SAM’S HICCUPS

March 10, 2024

By Arthur H. Gunther III

(From an earlier essay, when a grandson was much younger.)

Had a conversation with a young fellow at a train station in chilly, windy weather when the topic turned to hiccups since that was what the 3.5-year-old was using for punctuation in what otherwise was rapid-fire language. We were waiting for his mom and dad, my son and his wife, to return from an anniversary trip to New York City, and I figured he would like to see the Metro-North local arrive. It isn’t every day that a kid looks at a train these days – it’s still a thrilling sight, as it has been since the first Erie ran in my parts from the late 1840s into the 1950s.

But keeping a youngster occupied at a busy station, even for the 10 minutes I figured were left before the train pulled in, is challenging. I don’t know his world, and he doesn’t know mine. What are Sam’s day dreams? His fears? His concept of time, space? How does he look at people? What does he think of his old codger grandfather, an odd-enough fellow?

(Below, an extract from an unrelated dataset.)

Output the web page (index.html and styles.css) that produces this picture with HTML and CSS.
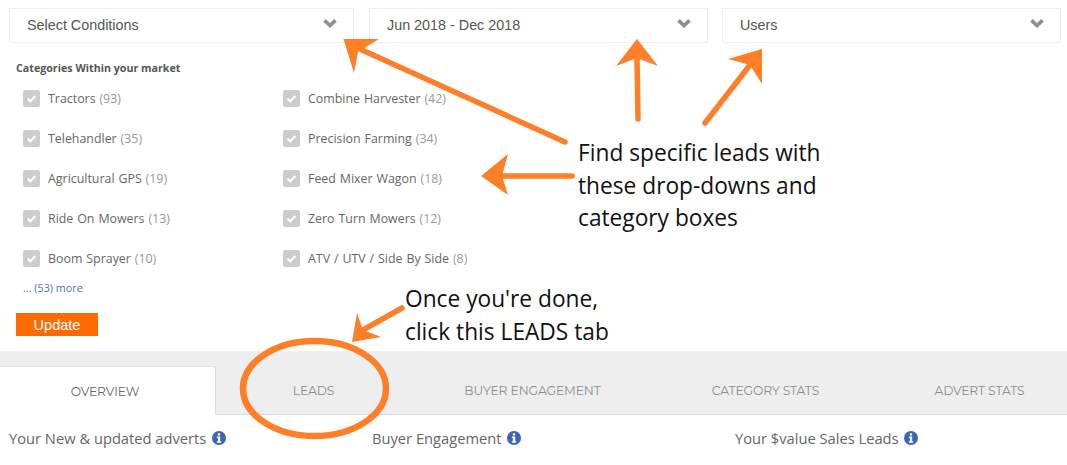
FILE: index.html
```html
<!DOCTYPE html>
<html lang="en">
<head>
<meta charset="utf-8">
<title>Leads filters</title>
<link rel="stylesheet" href="styles.css">
</head>
<body>
<div class="page">
  <div class="filters">
    <div class="select select-wide"><span>Select Conditions</span><svg class="chev" viewBox="0 0 14 10"><path d="M1.5 2.4 7 7.6l5.5-5.2" /></svg></div>
    <div class="select"><span>Jun 2018 - Dec 2018</span><svg class="chev" viewBox="0 0 14 10"><path d="M1.5 2.4 7 7.6l5.5-5.2" /></svg></div>
    <div class="select"><span>Users</span><svg class="chev" viewBox="0 0 14 10"><path d="M1.5 2.4 7 7.6l5.5-5.2" /></svg></div>
  </div>
  <h4 class="cat-title">Categories Within your market</h4>
  <div class="cats">
    <label class="cat"><svg class="check" viewBox="0 0 17 17"><rect width="17" height="17" rx="2.5"/><path d="M4.6 8.6l2.8 2.7 5-5.2"/></svg><span>Tractors <em>(93)</em></span></label>
    <label class="cat"><svg class="check" viewBox="0 0 17 17"><rect width="17" height="17" rx="2.5"/><path d="M4.6 8.6l2.8 2.7 5-5.2"/></svg><span>Combine Harvester <em>(42)</em></span></label>
    <label class="cat"><svg class="check" viewBox="0 0 17 17"><rect width="17" height="17" rx="2.5"/><path d="M4.6 8.6l2.8 2.7 5-5.2"/></svg><span>Telehandler <em>(35)</em></span></label>
    <label class="cat"><svg class="check" viewBox="0 0 17 17"><rect width="17" height="17" rx="2.5"/><path d="M4.6 8.6l2.8 2.7 5-5.2"/></svg><span>Precision Farming <em>(34)</em></span></label>
    <label class="cat"><svg class="check" viewBox="0 0 17 17"><rect width="17" height="17" rx="2.5"/><path d="M4.6 8.6l2.8 2.7 5-5.2"/></svg><span>Agricultural GPS <em>(19)</em></span></label>
    <label class="cat"><svg class="check" viewBox="0 0 17 17"><rect width="17" height="17" rx="2.5"/><path d="M4.6 8.6l2.8 2.7 5-5.2"/></svg><span>Feed Mixer Wagon <em>(18)</em></span></label>
    <label class="cat"><svg class="check" viewBox="0 0 17 17"><rect width="17" height="17" rx="2.5"/><path d="M4.6 8.6l2.8 2.7 5-5.2"/></svg><span>Ride On Mowers <em>(13)</em></span></label>
    <label class="cat"><svg class="check" viewBox="0 0 17 17"><rect width="17" height="17" rx="2.5"/><path d="M4.6 8.6l2.8 2.7 5-5.2"/></svg><span>Zero Turn Mowers <em>(12)</em></span></label>
    <label class="cat"><svg class="check" viewBox="0 0 17 17"><rect width="17" height="17" rx="2.5"/><path d="M4.6 8.6l2.8 2.7 5-5.2"/></svg><span>Boom Sprayer <em>(10)</em></span></label>
    <label class="cat"><svg class="check" viewBox="0 0 17 17"><rect width="17" height="17" rx="2.5"/><path d="M4.6 8.6l2.8 2.7 5-5.2"/></svg><span>ATV / UTV / Side By Side <em>(8)</em></span></label>
  </div>
  <a class="more">... (53) more</a>
  <div class="update-row"><button class="update">Update</button></div>
  <nav class="tabs">
    <div class="tab tab-active">OVERVIEW</div>
    <div class="tab tab-leads">LEADS</div>
    <div class="tab tab-buyer">BUYER ENGAGEMENT</div>
    <div class="tab tab-cat">CATEGORY STATS</div>
    <div class="tab tab-advert">ADVERT STATS</div>
  </nav>
  <div class="panels">
    <div class="panel">Your New &amp; updated adverts <svg class="info" viewBox="0 0 14 14"><circle cx="7" cy="7" r="7"/><rect x="5.9" y="2.3" width="2.3" height="2.2" rx=".4"/><path d="M4.9 5.6h3.3v4.7h1v1.4H4.9v-1.4h1V7h-1z"/></svg></div>
    <div class="panel">Buyer Engagement <svg class="info" viewBox="0 0 14 14"><circle cx="7" cy="7" r="7"/><rect x="5.9" y="2.3" width="2.3" height="2.2" rx=".4"/><path d="M4.9 5.6h3.3v4.7h1v1.4H4.9v-1.4h1V7h-1z"/></svg></div>
    <div class="panel">Your $value Sales Leads <svg class="info" viewBox="0 0 14 14"><circle cx="7" cy="7" r="7"/><rect x="5.9" y="2.3" width="2.3" height="2.2" rx=".4"/><path d="M4.9 5.6h3.3v4.7h1v1.4H4.9v-1.4h1V7h-1z"/></svg></div>
  </div>

  <svg class="annot" viewBox="0 0 1067 465" aria-hidden="true">
    <path class="ln" d="M565 142 362 50"/>
    <path class="ln" d="M638 119 637 58"/>
    <path class="ln" d="M705 123 750 65"/>
    <path class="ln" d="M572 176 502 176"/>
    <path class="ln" d="M402 308 363 330"/>
    <polygon class="head" points="343.5,39 379,39 358,52 354,73"/>
    <polygon class="head" points="637,39 658,66 637,58 616,66"/>
    <polygon class="head" points="762,49 728,59 750,65 762,84"/>
    <polygon class="head" points="481,176 508,154 502,176 508,195"/>
    <polygon class="head" points="352,342 357,313 363,330 381,337"/>
    <ellipse class="ring" cx="314.5" cy="388.5" rx="71.5" ry="47.5"/>
  </svg>
  <p class="note note-find">Find specific leads with<br>these drop-downs and<br>category boxes</p>
  <p class="note note-once">Once you're done,<br>click this LEADS tab</p>
</div>
</body>
</html>
```

FILE: styles.css
```css
* { box-sizing: border-box; }
html, body { margin: 0; padding: 0; background: #fff; }
.page {
  position: relative;
  width: 1067px;
  height: 465px;
  overflow: hidden;
  font-family: "Open Sans", "Liberation Sans", sans-serif;
  color: #555;
}
.filters {
  display: flex;
  gap: 14px;
  padding: 8px 6px 0 9px;
}
.select {
  flex: 0 0 339px;
  height: 35px;
  border: 1px solid #eee;
  display: flex;
  justify-content: space-between;
  padding: 0 16px 2px 17px;
  align-items: center;
  font: 14.35px "Liberation Sans", Arial, sans-serif;
  color: #555;
}
.select-wide { flex-basis: 345px; margin-right: 1px; }
.chev {
  width: 14px;
  height: 10px;
  align-self: flex-start;
  margin-top: 9px;
  fill: none;
  stroke: #8f8f8f;
  stroke-width: 3.6;
}
.cat-title {
  margin: 18px 0 0 16px;
  font-size: 10.7px;
  line-height: 14px;
  font-weight: 700;
  color: #555;
}
.cats {
  display: grid;
  grid-template-columns: 260px 260px;
  grid-auto-rows: 40px;
  margin: 0 0 0 23px;
  padding-top: 15px;
}
.cat {
  display: flex;
  align-items: flex-start;
  gap: 8px;
  font-size: 12.4px;
  word-spacing: .7px;
  line-height: 17px;
  color: #666;
}
.cat em { font-style: normal; color: #999; }
.check { width: 17px; height: 17px; flex: none; }
.check rect { fill: #ccc; }
.check path { fill: none; stroke: #fff; stroke-width: 2.2; }
.more {
  display: block;
  margin: -9px 0 0 23px;
  font-size: 10.8px;
  line-height: 14px;
  color: #4d7a9c;
}
.update-row { padding: 18px 0 0 16px; }
.update {
  display: block;
  width: 82px;
  height: 23px;
  padding: 0;
  border: 0;
  background: #ff6a00;
  color: #fff;
  font: 14.5px "Liberation Sans", Arial, sans-serif;
}
.tabs {
  margin-top: 15px;
  height: 64px;
  background: #eee;
  border-bottom: 1px solid #ddd;
  display: flex;
  align-items: flex-end;
  font-family: Montserrat, Inter, "Liberation Sans", sans-serif;
  font-size: 12.3px;
  color: #8d8d8d;
}
.tab {
  height: 48px;
  display: flex;
  align-items: center;
  justify-content: center;
  letter-spacing: -.1px;
}
.tab-active {
  flex: 0 0 216px;
  padding-right: 5px;
  margin-bottom: -1px;
  height: 49px;
  background: #fff;
  border-top: 1px solid #e2e2e2;
  border-right: 1px solid #ddd;
  border-top-right-radius: 3px;
  color: #666;
}
.tab-leads { flex: 0 0 195px; }
.tab-buyer { flex: 0 0 243px; }
.tab-cat { flex: 0 0 223px; }
.tab-advert { flex: 0 0 205px; }
.panels {
  display: grid;
  grid-template-columns: repeat(3, 363px);
  padding: 13px 0 0 9px;
  font-size: 14.7px;
  line-height: 20px;
  color: #666;
}
.panel { white-space: nowrap; }
.info { width: 14px; height: 14px; vertical-align: -1px; margin-left: 2px; }
.info circle { fill: #3a66b5; }
.info rect, .info path { fill: #fff; }
.annot {
  position: absolute;
  left: 0;
  top: 0;
  width: 1067px;
  height: 465px;
}
.ln { fill: none; stroke: #fd7f28; stroke-width: 5.5; stroke-linecap: round; }
.head { fill: #fd7f28; }
.ring { fill: none; stroke: #fd7f28; stroke-width: 6.5; }
.note {
  position: absolute;
  margin: 0;
  font-family: "Open Sans", "Noto Sans", sans-serif;
  font-size: 24.5px;
  line-height: 32.5px;
  color: #111;
  white-space: nowrap;
  transform-origin: 0 0;
  transform: scaleX(.927);
}
.note-find { left: 578px; top: 136px; }
.note-once { left: 405px; top: 282px; }
```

Discussing hiccups seemed an excellent way to keep him occupied. We had a conversation, parts of which, maybe even the whole, might seem silly, but then again, pondering the universe in any which way led us to the electric light and other good things, too. In the least, it can be entertaining.

I asked Sam where he got his hiccups. Did his mom put them in his breakfast cereal? Did his teacher give a treat? Since, I, too, wanted hiccups so as to not be left out, I asked Sam where I could buy them.

He answered with a bunch of “no’s” and “I don’t know.” He did so quite seriously, as if we were professors pondering quantum physics. Sam thought it quite natural that his grandfather and he would be having such a conversation, and he pondered every answer. At no point did he think the questions silly. Perhaps in a few years he will see nonsense, but not now.

Now is still time for Sam to have an awfully broad imagination, an unlimited field of dreams where he can race this way and that, chasing this thought or another. Why not? He has not yet been told to limit his thinking, to set boundaries. Sam — any youngster his age — can be what Tom Edison always was, a thinker without qualification whose imagination is without limits.

Soon, thanks to a conversation about hiccups, including asking Sam what color his were, whether he saved a few in his pocket for an after-lunch treat, and whether he could see them on his computer, the train with mom and dad pulled in.

The very sight of his parents made Sam lose his hiccups and eagerly embrace his favorite people. Wonderful. Gramps moseyed on.

Hope Sam had some hiccups later, though.

The writer is a retired newspaperman.